Seeing Through Fibers: Unsupervised Image Reconstruction in Fiber Bundle Imaging Systems

Fiber bundle imaging methods capture images via bundles of fibers directed to a sensor. Existing systems suffer from sampling artifacts such as honeycomb patterns due to their discrete and non-uniform fiber layout, fundamentally limiting image resolution. Conventional reconstruction methods rely on precise calibration of the fiber layout or learning from paired datasets, both of which have limited generalization across imaging setups and require sample-specific preparation. We present an unsupervised method for reconstructing high-resolution images using a burst of misaligned frames that does not require known fiber layout, paired training data, or per-sample calibration. Our approach jointly solves motion estimation and image reconstruction through test-time training. We model each burst frame as a deformed observation of a single canonical view, parameterizing the underlying motion with a coordinate-based network. A second coordinate-based network learns a joint super-resolved scene representation shared across aligned frames. Both networks are trained jointly end-to-end without paired ground truth or external supervision. Simulation and experimental results demonstrate that our method robustly removes fiber bundle artifacts and generalizes to various sample types.

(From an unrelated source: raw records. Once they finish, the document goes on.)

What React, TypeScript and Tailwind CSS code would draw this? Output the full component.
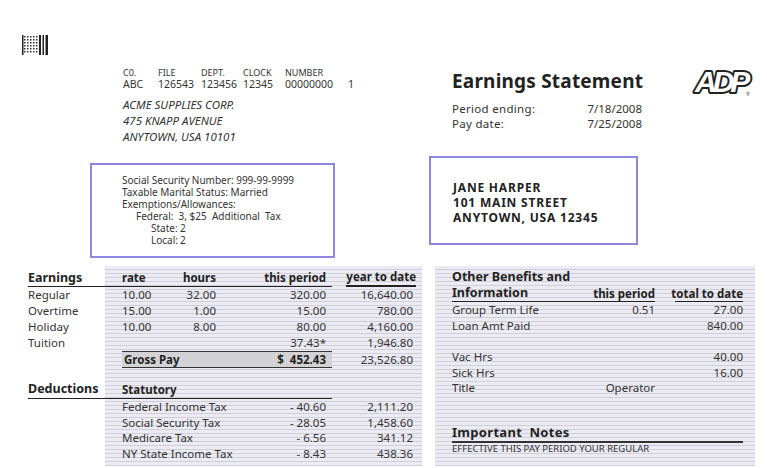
const stripes =
  "bg-[repeating-linear-gradient(180deg,#ecebf3_0px,#ecebf3_3px,#cfcfd8_3px,#cfcfd8_4px)]";

function Barcode() {
  const dots = [];
  for (let r = 0; r < 6; r++)
    for (let c = 0; c < 5; c++)
      dots.push(<rect key={`${r}-${c}`} x={2 + c * 3} y={1 + r * 3} width="1.5" height="1.5" fill="#333" />);
  return (
    <svg width="28" height="20" viewBox="0 0 28 20">
      <rect x="0" y="0" width="1.5" height="20" fill="#222" />
      {dots}
      <rect x="17" y="0" width="2" height="20" fill="#222" />
      <rect x="20.5" y="0" width="1.5" height="20" fill="#222" />
      <rect x="23.5" y="0" width="2.5" height="20" fill="#222" />
    </svg>
  );
}

function AdpLogo() {
  return (
    <svg width="62" height="32" viewBox="0 0 62 32">
      <text
        x="3"
        y="27"
        fontFamily="'Liberation Sans', sans-serif"
        fontWeight="900"
        fontStyle="italic"
        fontSize="30"
        fill="#fff"
        stroke="#222"
        strokeWidth="4"
        strokeLinejoin="round"
        paintOrder="stroke"
        letterSpacing="-4"
      >
        ADP
      </text>
      <text x="54" y="31" fontSize="5" fill="#222" fontFamily="'Liberation Sans', sans-serif">®</text>
    </svg>
  );
}

type Row = { label?: string; rate?: string; hours?: string; period?: string; ytd?: string };

const EARNINGS: Row[] = [
  { label: "Regular", rate: "10.00", hours: "32.00", period: "320.00", ytd: "16,640.00" },
  { label: "Overtime", rate: "15.00", hours: "1.00", period: "15.00", ytd: "780.00" },
  { label: "Holiday", rate: "10.00", hours: "8.00", period: "80.00", ytd: "4,160.00" },
  { label: "Tuition", period: "37.43*", ytd: "1,946.80" },
];

const DEDUCTIONS = [
  ["Federal Income Tax", "- 40.60", "2,111.20"],
  ["Social Security Tax", "- 28.05", "1,458.60"],
  ["Medicare Tax", "- 6.56", "341.12"],
  ["NY State Income Tax", "- 8.43", "438.36"],
];

function EarnRow({ r }: { r: Row }) {
  return (
    <div className="flex h-[16px] items-center text-[11.5px] text-[#333]">
      <div className="w-[94px]">{r.label}</div>
      <div className="w-[48px]">{r.rate}</div>
      <div className="w-[46px] text-right">{r.hours}</div>
      <div className="w-[110px] text-right">{r.period}</div>
      <div className="w-[87px] text-right">{r.ytd}</div>
    </div>
  );
}

function InfoRow({ a, b, c }: { a?: string; b?: string; c?: string }) {
  return (
    <div className="flex h-[15.5px] items-center text-[11.5px] text-[#333]">
      <div className="w-[108px]">{a}</div>
      <div className="w-[95px] text-right">{b}</div>
      <div className="w-[88px] text-right">{c}</div>
    </div>
  );
}

export default function App() {
  return (
    <div className="relative w-[767px] h-[468px] overflow-hidden whitespace-nowrap bg-white font-['Liberation_Sans'] text-[#222]">
      {/* top */}
      <div className="pl-[22px] pt-[35px]">
        <Barcode />
      </div>
      <div className="flex mt-[12px]">
        <div className="ml-[123px] w-[329px]">
          <div className="flex text-[9px] leading-[11px] text-[#333]">
            <span className="w-[35px]">C0.</span>
            <span className="w-[43px]">FILE</span>
            <span className="w-[42px]">DEPT.</span>
            <span className="w-[42px]">CLOCK</span>
            <span>NUMBER</span>
          </div>
          <div className="flex text-[10.5px] leading-[13px] text-[#333]">
            <span className="w-[35px]">ABC</span>
            <span className="w-[43px]">126543</span>
            <span className="w-[42px]">123456</span>
            <span className="w-[42px]">12345</span>
            <span className="w-[63px]">00000000</span>
            <span>1</span>
          </div>
          <div className="mt-[6px] italic text-[11.5px] leading-[16px] text-[#333]">
            <div>ACME SUPPLIES CORP.</div>
            <div>475 KNAPP AVENUE</div>
            <div>ANYTOWN, USA 10101</div>
          </div>
        </div>
        <div className="w-[190px] pt-[3px]">
          <div className="font-bold text-[19px] leading-[22px] tracking-[0.2px]">Earnings Statement</div>
          <div className="mt-[9px] text-[11.5px] leading-[15px] text-[#333]">
            <div className="flex justify-between"><span className="tracking-[0.3px]">Period ending:</span><span>7/18/2008</span></div>
            <div className="flex justify-between"><span className="tracking-[0.3px]">Pay date:</span><span>7/25/2008</span></div>
          </div>
        </div>
        <div className="ml-[50px] -mt-[2px]">
          <AdpLogo />
        </div>
      </div>

      {/* boxes */}
      <div className="flex mt-[11px]">
        <div className="ml-[90px] mt-[7px] w-[245px] h-[95px] border-2 border-[#8c88e2] pl-[30px] pt-[9px] text-[10px] leading-[12px] text-[#333]">
          <div>Social Security Number: 999-99-9999</div>
          <div>Taxable Marital Status: Married</div>
          <div>Exemptions/Allowances:</div>
          <div className="pl-[14px]">Federal:&nbsp; 3, $25&nbsp; Additional&nbsp; Tax</div>
          <div className="pl-[29px] flex"><span className="w-[29px]">State:</span><span>2</span></div>
          <div className="pl-[29px] flex"><span className="w-[29px]">Local:</span><span>2</span></div>
        </div>
        <div className="ml-[94px] w-[209px] h-[89px] border-2 border-[#8c88e2] pl-[22px] pt-[22px] font-bold text-[12px] leading-[15px] tracking-[0.8px] text-[#222]">
          <div>JANE HARPER</div>
          <div>101 MAIN STREET</div>
          <div>ANYTOWN, USA 12345</div>
        </div>
      </div>

      {/* bottom tables */}
      <div className="relative flex mt-[8px] h-[200px]">
        <div className={`absolute left-[105px] top-0 w-[317px] h-full ${stripes}`} />
        <div className={`absolute left-[435px] top-0 w-[320px] h-full ${stripes}`} />

        <div className="relative ml-[28px] w-[394px] pt-[3px]">
          <div className="flex h-[18px] items-center font-bold text-[11.5px] text-[#222]">
            <div className="w-[94px] text-[12.5px]">Earnings</div>
            <div className="w-[48px]">rate</div>
            <div className="w-[46px] text-right">hours</div>
            <div className="w-[116px] h-full flex items-center justify-end pr-[6px] border-b border-[#222]">this period</div>
          </div>
          <div className="absolute left-0 top-[20px] w-[188px] border-b border-[#222]" />
          <div className="absolute left-[318px] top-[3px] w-[70px] h-[18px] flex items-center justify-end font-bold text-[11.5px] border-b-2 border-[#222]">year to date</div>
          {EARNINGS.map((r) => (
            <EarnRow key={r.label} r={r} />
          ))}
          <div className="flex h-[17px] items-center text-[11.5px] text-[#333]">
            <div className="w-[94px]" />
            <div className="w-[210px] h-full flex items-center justify-between px-[2px] pr-[6px] bg-[#d3d3d5] border-y border-[#333] font-bold text-[#222]">
              <span>Gross Pay</span>
              <span>$&nbsp; 452.43</span>
            </div>
            <div className="w-[81px] text-right">23,526.80</div>
          </div>
          <div className="h-[13px]" />
          <div className="flex h-[18px] items-center font-bold text-[12.5px] border-b border-[#222] w-[304px]">
            <div className="w-[94px]">Deductions</div>
            <div className="text-[11.5px]">Statutory</div>
          </div>
          {DEDUCTIONS.map(([a, b, c]) => (
            <div key={a} className="flex h-[15.5px] items-center text-[11.5px] text-[#333]">
              <div className="w-[94px]" />
              <div className="w-[150px]">{a}</div>
              <div className="w-[54px] text-right">{b}</div>
              <div className="w-[87px] text-right">{c}</div>
            </div>
          ))}
        </div>

        <div className="relative ml-[30px] w-[291px] pt-[3px]">
          <div className="h-[17px] flex items-center font-bold text-[12.5px]">Other Benefits and</div>
          <div className="flex h-[16px] items-center font-bold text-[12px]">
            <div className="w-[203px] h-full flex items-center justify-between border-b border-[#222]">
              <span className="text-[12.5px]">Information</span>
              <span className="text-[11.5px]">this period</span>
            </div>
            <div className="ml-[20px] w-[68px] h-full flex items-center justify-end border-b border-[#222] text-[11.5px]">total to date</div>
          </div>
          <InfoRow a="Group Term Life" b="0.51" c="27.00" />
          <InfoRow a="Loan Amt Paid" c="840.00" />
          <div className="h-[16px]" />
          <InfoRow a="Vac  Hrs" c="40.00" />
          <InfoRow a="Sick Hrs" c="16.00" />
          <InfoRow a="Title" b="Operator" />
          <div className="h-[29px]" />
          <div className="h-[18px] flex items-center font-bold text-[13px] border-b-2 border-[#333] w-[291px] tracking-[0.3px]">Important&nbsp; Notes</div>
          <div className="h-[14px] flex items-center text-[9.5px] text-[#333]">EFFECTIVE THIS PAY PERIOD YOUR REGULAR</div>
        </div>
      </div>
    </div>
  );
}
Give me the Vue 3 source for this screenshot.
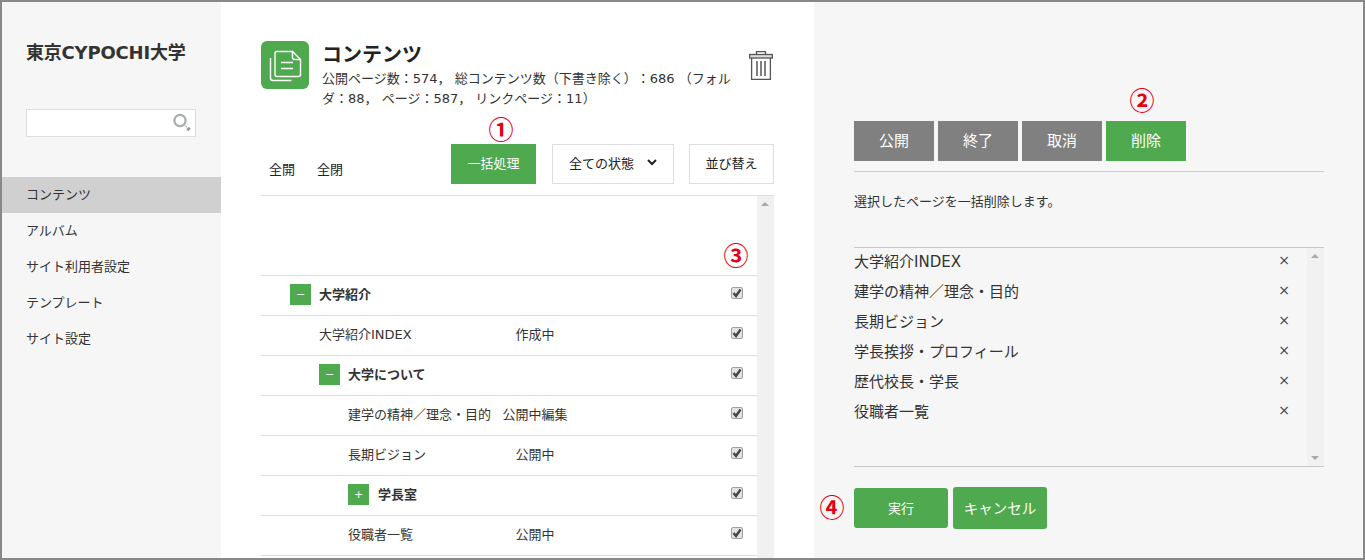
<script setup>
const rows = [
  { name: '大学紹介', toggle: '−', indent: 29, folder: true },
  { name: '大学紹介INDEX', status: '作成中', indent: 58 },
  { name: '大学について', toggle: '−', indent: 58, folder: true },
  { name: '建学の精神／理念・目的', status: '公開中編集', indent: 87 },
  { name: '長期ビジョン', status: '公開中', indent: 87 },
  { name: '学長室', toggle: '+', indent: 87, folder: true, wide: true },
  { name: '役職者一覧', status: '公開中', indent: 87 }
]
const nav = ['コンテンツ', 'アルバム', 'サイト利用者設定', 'テンプレート', 'サイト設定']
const picks = ['大学紹介INDEX', '建学の精神／理念・目的', '長期ビジョン', '学長挨拶・プロフィール', '歴代校長・学長', '役職者一覧']
const actions = ['公開', '終了', '取消', '削除']
</script>

<template>
  <div class="frame">
    <aside class="side">
      <h1 class="brand">東京CYPOCHI大学</h1>
      <div class="search">
        <svg width="20" height="20" viewBox="0 0 20 20">
          <circle cx="8" cy="7.500" r="5.600" fill="none" stroke="#a9adad" stroke-width="2.200" />
          <path d="M12 11.500l3 3" stroke="#c4c6c6" stroke-width="1.200" />
          <path d="M15.500 15l2 2" stroke="#999" stroke-width="3.600" />
        </svg>
      </div>
      <nav class="nav">
        <div v-for="(n, i) in nav" :key="n" class="nav-item" :class="{ on: i === 0 }">{{ n }}</div>
      </nav>
    </aside>

    <main class="main">
      <header class="head">
        <div class="logo">
          <svg width="48" height="48" viewBox="0 0 48 48" fill="none" stroke="#fff" stroke-width="1.400">
            <path d="M16 10.500h15.500l8 8v15a2 2 0 0 1-2 2h-21.500a2 2 0 0 1-2-2v-21a2 2 0 0 1 2-2z" />
            <path d="M31.500 10.500v6a2 2 0 0 0 2 2h6" />
            <path d="M20 21.500h12M20 27.500h12" stroke-width="1.600" />
            <path d="M9.500 17v20a2.500 2.500 0 0 0 2.500 2.500h18.500" />
          </svg>
        </div>
        <div class="head-text">
          <h2 class="title">コンテンツ</h2>
          <p class="sub">公開ページ数：574， 総コンテンツ数（下書き除く）：686 （フォルダ：88， ページ：587， リンクページ：11）</p>
        </div>
        <svg class="trash" width="24" height="29" viewBox="0 0 24 29" fill="none" stroke="#555" stroke-width="1.300">
          <path d="M7.500 3.500v-2.800h9v2.800" />
          <rect x=".6" y="3.500" width="22.800" height="3.500" fill="#ddd" />
          <path d="M2.600 7v21.300h18.800v-21.300" />
          <path d="M8 10v15M12 10v15M16 10v15" stroke-width="1.500" />
        </svg>
      </header>

      <div class="tools">
        <span class="link first">全開</span>
        <span class="link">全閉</span>
        <button class="btn green bulk">一括処理</button>
        <button class="btn line state">全ての状態
          <svg width="10" height="7" viewBox="0 0 10 7" fill="none" stroke="#222" stroke-width="2"><path d="M1 1l4 4 4-4" /></svg>
        </button>
        <button class="btn line sort">並び替え</button>
      </div>

      <div class="tree">
        <div class="tree-body">
          <div class="spacer"></div>
          <div v-for="r in rows" :key="r.name" class="row">
            <div class="name" :class="{ bold: r.folder }" :style="{ paddingLeft: r.indent + 'px' }">
              <span v-if="r.toggle" class="toggle">{{ r.toggle }}</span>
              <span class="label" :class="{ wide: r.wide }">{{ r.name }}</span>
            </div>
            <div class="status">{{ r.status }}</div>
            <span class="check">
              <svg width="10" height="10" viewBox="0 0 10 10" fill="none" stroke="#444" stroke-width="2.400"><path d="M1.500 5l2.500 3 4.500-6.500" /></svg>
            </span>
          </div>
        </div>
        <div class="bar">
          <i class="up"></i>
        </div>
      </div>
    </main>

    <section class="panel">
      <div class="actions">
        <button v-for="a in actions" :key="a" class="act" :class="{ green: a === '削除' }">{{ a }}</button>
      </div>
      <p class="desc">選択したページを一括削除します。</p>
      <div class="picks">
        <div class="pick-list">
          <div v-for="p in picks" :key="p" class="pick">
            <span class="pick-name">{{ p }}</span>
            <span class="x">×</span>
          </div>
        </div>
        <div class="bar small">
          <i class="up"></i>
          <i class="down"></i>
        </div>
      </div>
      <div class="foot">
        <button class="run">実行</button>
        <button class="run cancel">キャンセル</button>
      </div>
    </section>

    <span class="mark m1">①</span>
    <span class="mark m2">②</span>
    <span class="mark m3">③</span>
    <span class="mark m4">④</span>
  </div>
</template>

<style>
html, body { margin: 0; padding: 0; }
</style>

<style scoped>
.frame {
  position: relative;
  box-sizing: border-box;
  width: 1365px;
  height: 560px;
  border: 2px solid #888;
  display: flex;
  overflow: hidden;
  background: #f6f6f6;
  font-family: "DejaVu Sans", "Noto Sans CJK JP", sans-serif;
  font-size: 13px;
  color: #333;
  text-spacing-trim: space-all;
}
h1, h2, p { margin: 0; }
button { font-family: inherit; cursor: pointer; }

.side { width: 219px; flex: none; padding-top: 39px; }
.brand { margin-left: 24px; font-size: 18px; line-height: 24px; font-weight: 700; color: #333; letter-spacing: -.2px; }
.search {
  margin: 44px 0 40px 24px;
  box-sizing: border-box;
  width: 170px;
  height: 28px;
  background: #fff;
  border: 1px solid #ddd;
  display: flex;
  justify-content: flex-end;
  align-items: center;
  padding-right: 3px;
}
.nav-item { height: 36px; line-height: 36px; padding-left: 24px; }
.nav-item.on { background: #d0d0d0; }

.main { width: 593px; flex: none; background: #fff; padding: 39px 40px 0; box-sizing: border-box; }
.head { display: flex; height: 103px; }
.logo { width: 48px; height: 48px; border-radius: 6px; background: #4ea94f; flex: none; }
.head-text { width: 414px; margin-left: 13px; }
.title { font-size: 20px; line-height: 28px; font-weight: 700; color: #222; }
.sub { line-height: 20px; color: #333; }
.trash { margin: 10px 0 0 13px; flex: none; }

.tools { display: flex; align-items: flex-start; height: 40px; padding-bottom: 11px; border-bottom: 1px solid #ddd; }
.link { margin-top: 16px; margin-left: 22px; line-height: 20px; color: #222; }
.link.first { margin-left: 8px; }
.btn { height: 40px; box-sizing: border-box; font-size: 13px; padding: 0 0 3px; background: #fff; color: #222; border: 1px solid #ddd; }
.btn.green { background: #4ea94f; color: #fff; border: 0; }
.bulk { width: 85px; margin-left: 108px; }
.state { width: 122px; margin-left: 16px; display: flex; align-items: center; justify-content: center; gap: 13px; }
.sort { width: 85px; margin-left: 15px; }

.tree { display: flex; height: 362px; overflow: hidden; }
.tree-body { width: 496px; flex: none; }
.spacer { height: 79px; border-bottom: 1px solid #ddd; }
.row { height: 39px; border-bottom: 1px solid #ddd; display: flex; align-items: center; }
.name { width: 235px; flex: none; box-sizing: border-box; display: flex; align-items: center; color: #333; margin-bottom: 2px; }
.label { line-height: 20px; }
.name.bold { font-weight: 700; }
.toggle {
  width: 21px;
  height: 21px;
  background: #4ea94f;
  color: #fff;
  font-size: 11px;
  font-weight: 400;
  line-height: 21px;
  text-align: center;
  margin-right: 8px;
}
.wide { margin-left: 1px; }
.status { width: 78px; flex: none; text-align: center; line-height: 20px; margin-bottom: 2px; }
.check {
  margin-left: 157px;
  box-sizing: border-box;
  width: 12px;
  height: 12px;
  margin-bottom: 5px;
  border: 1px solid #a0a0a0;
  border-radius: 2px;
  background: #e2e2e2;
  display: flex;
  align-items: center;
  justify-content: center;
  flex: none;
}
.bar { width: 17px; flex: none; background: #f1f1f1; position: relative; }
.up, .down { position: absolute; left: 4px; width: 0; height: 0; border-left: 4px solid transparent; border-right: 4px solid transparent; }
.up { top: 6px; border-bottom: 4px solid #a9a9a9; }
.down { bottom: 6px; border-top: 4px solid #a9a9a9; }

.panel { flex: 1; padding: 119px 39px 0 40px; }
.actions { display: flex; gap: 4px; padding-bottom: 10px; border-bottom: 1px solid #ccc; }
.act { width: 80px; height: 40px; border: 0; padding: 0 0 3px; background: #808080; color: #fff; font-size: 15px; }
.act.green { background: #4ea94f; }
.desc { margin-top: 20px; line-height: 20px; color: #333; }
.picks { margin-top: 35px; height: 218px; display: flex; border-top: 1px solid #c8c8c8; border-bottom: 1px solid #c8c8c8; }
.pick-list { flex: 1; }
.pick { height: 30px; display: flex; align-items: center; justify-content: space-between; padding-right: 17px; font-size: 15px; line-height: 26px; color: #333; }
.pick-name { margin-bottom: 3px; }
.x { font-size: 14px; color: #444; margin-bottom: 6px; }
.foot { display: flex; align-items: center; gap: 5px; margin-top: 20px; }
.run { width: 94px; height: 40px; border: 0; border-radius: 3px; padding: 0 0 2px; background: #4ea94f; color: #fff; font-size: 13px; }
.cancel { height: 42px; font-size: 14.500px; }

.mark { position: absolute; color: #e60012; font-family: "Noto Sans CJK JP", sans-serif; font-weight: 700; font-size: 25px; line-height: 30px; width: 30px; text-align: center; }
.m1 { left: 484px; top: 111px; }
.m2 { left: 1125px; top: 82px; }
.m3 { left: 719px; top: 237px; }
.m4 { left: 815px; top: 489px; }
</style>
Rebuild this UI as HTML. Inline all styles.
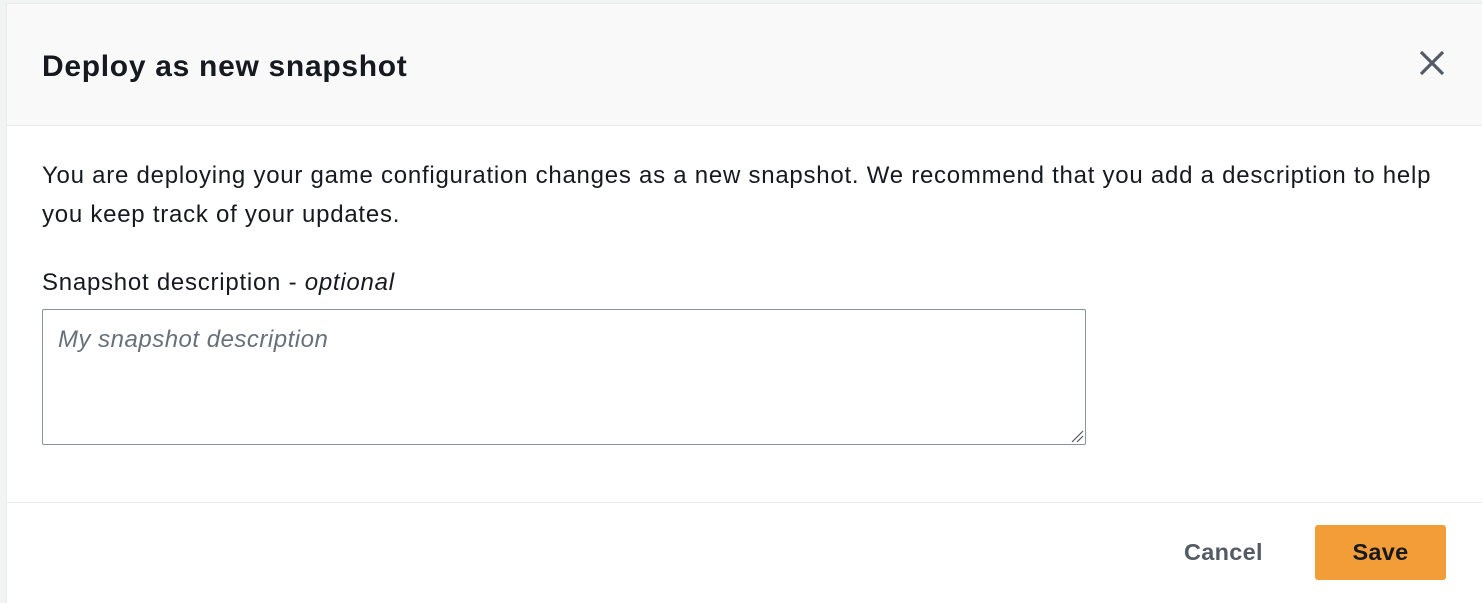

Seeing Through Fibers: Unsupervised Image Reconstruction in Fiber Bundle Imaging Systems

Amir Reza Vazifeh, Congli Wang, Amogh Joshi, Ilya Chugunov, Jipeng Sun, Jiwoon Yeom, Jason W. Fleischer, José S. Pulido, and Felix Heide

Optics Express 2026

Imaging Setup and Reconstruction Pipeline

Fiber bundle capture and reconstruction. Moving objects are captured through a lens, transmitted via a fiber bundle, and magnified by secondary optics, resulting in a burst of misaligned frames with structured artifacts. To address this, our method uses two coordinate-based MLPs trained jointly. The first network models inter-frame motion by estimating the parameters of a homography transformation, aligning all frames into a common canonical coordinate system. The second network represents the underlying scene as a continuous function that maps spatial coordinates to RGB values, enabling the synthesis of a clean, high-resolution image. To better capture fine details and overcome the spectral bias of MLPs, the aligned coordinates are first transformed using positional encoding before being passed to the scene network. After training, the model reconstructs artifact-free frames by querying the learned representation at any desired spatial and temporal coordinates, effectively aggregating information across the entire burst.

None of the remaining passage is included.